In 28 broadsheet pages, there were around 150 news and features stories, another 30-plus reports in the business section and 45 or so in sport – the latter including fine, detailed reporting on the Ashes by staffer Chris Waters for the title’s many cricket fans.
There were another 50-odd stories on 16 tabloid pages in the Life & Style leisure pull-out.
The latest ABC figures show that the Yorkshire Post sold an average of 35,940 copies a day between July and December 2012 at 65p a time, with only 3pc listed as ‘bulk’ sales.
Even more impressive was the sales figure of 67,270 on Saturdays – a day when the cover price more than doubled to £1.40.
This loyal readership is a reminder that it’s no mean feat bringing out a broadsheet six days a week, especially when you position yourself as ‘Yorkshire’s National Newspaper’.
Best wishes should go to Jeremy, who has a huge task ahead of him when he picks up the reins next month – one made even bigger by the fact that the role will be much wider than editing one title.

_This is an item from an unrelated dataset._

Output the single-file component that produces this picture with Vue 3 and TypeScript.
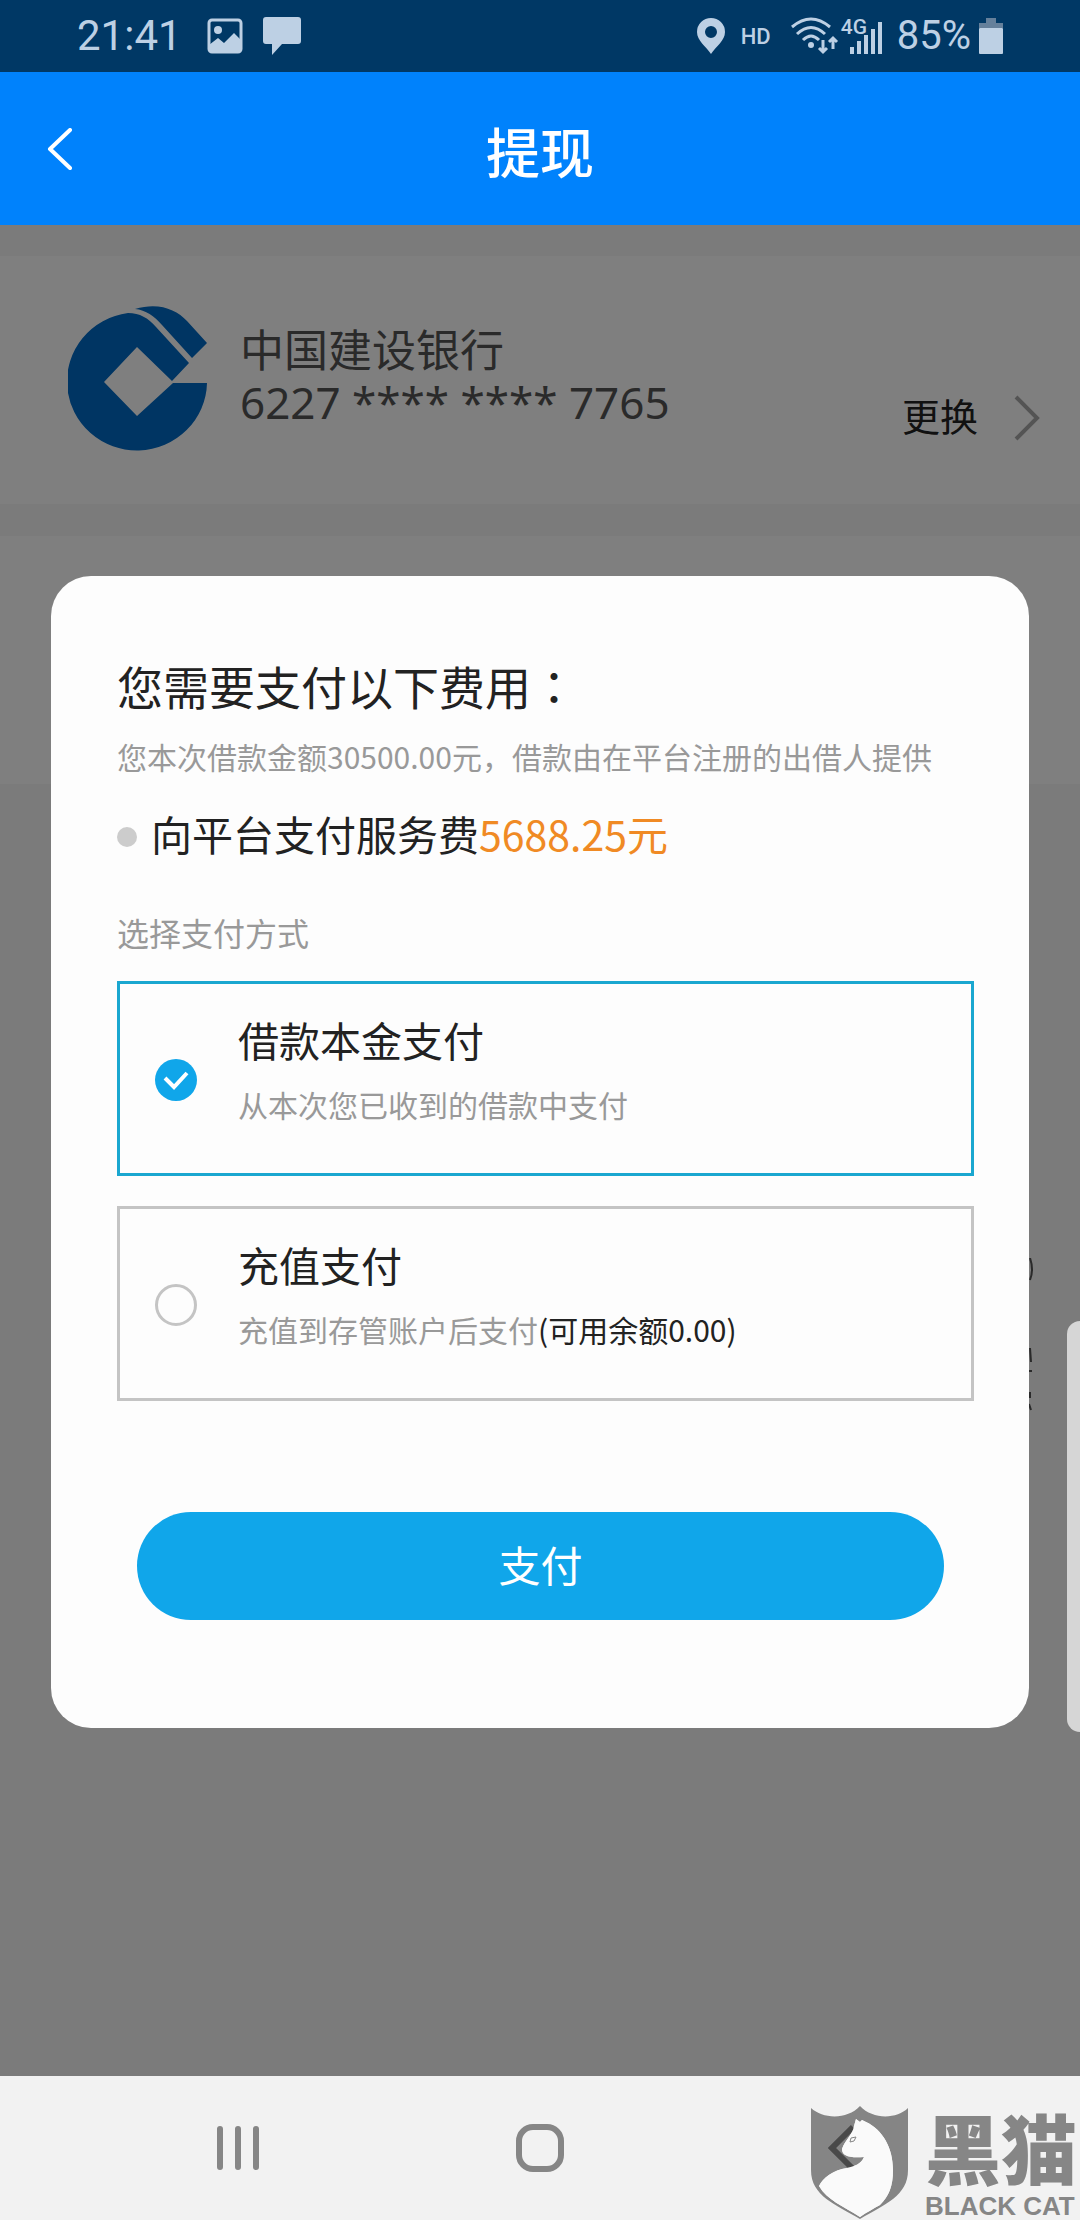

I just hope that JP boss Ashley Highfield realises that the strong support of substantial lieutenants is needed in such a role, and the time and space to sometimes concentrate on what’s going to be the best position for stories on the front of numerous papers.
And more than a few observers will be wondering if and when Jeremy will also be busy taking the big paper tabloid – one sure way of ending the ‘beneath the fold’ dilemma.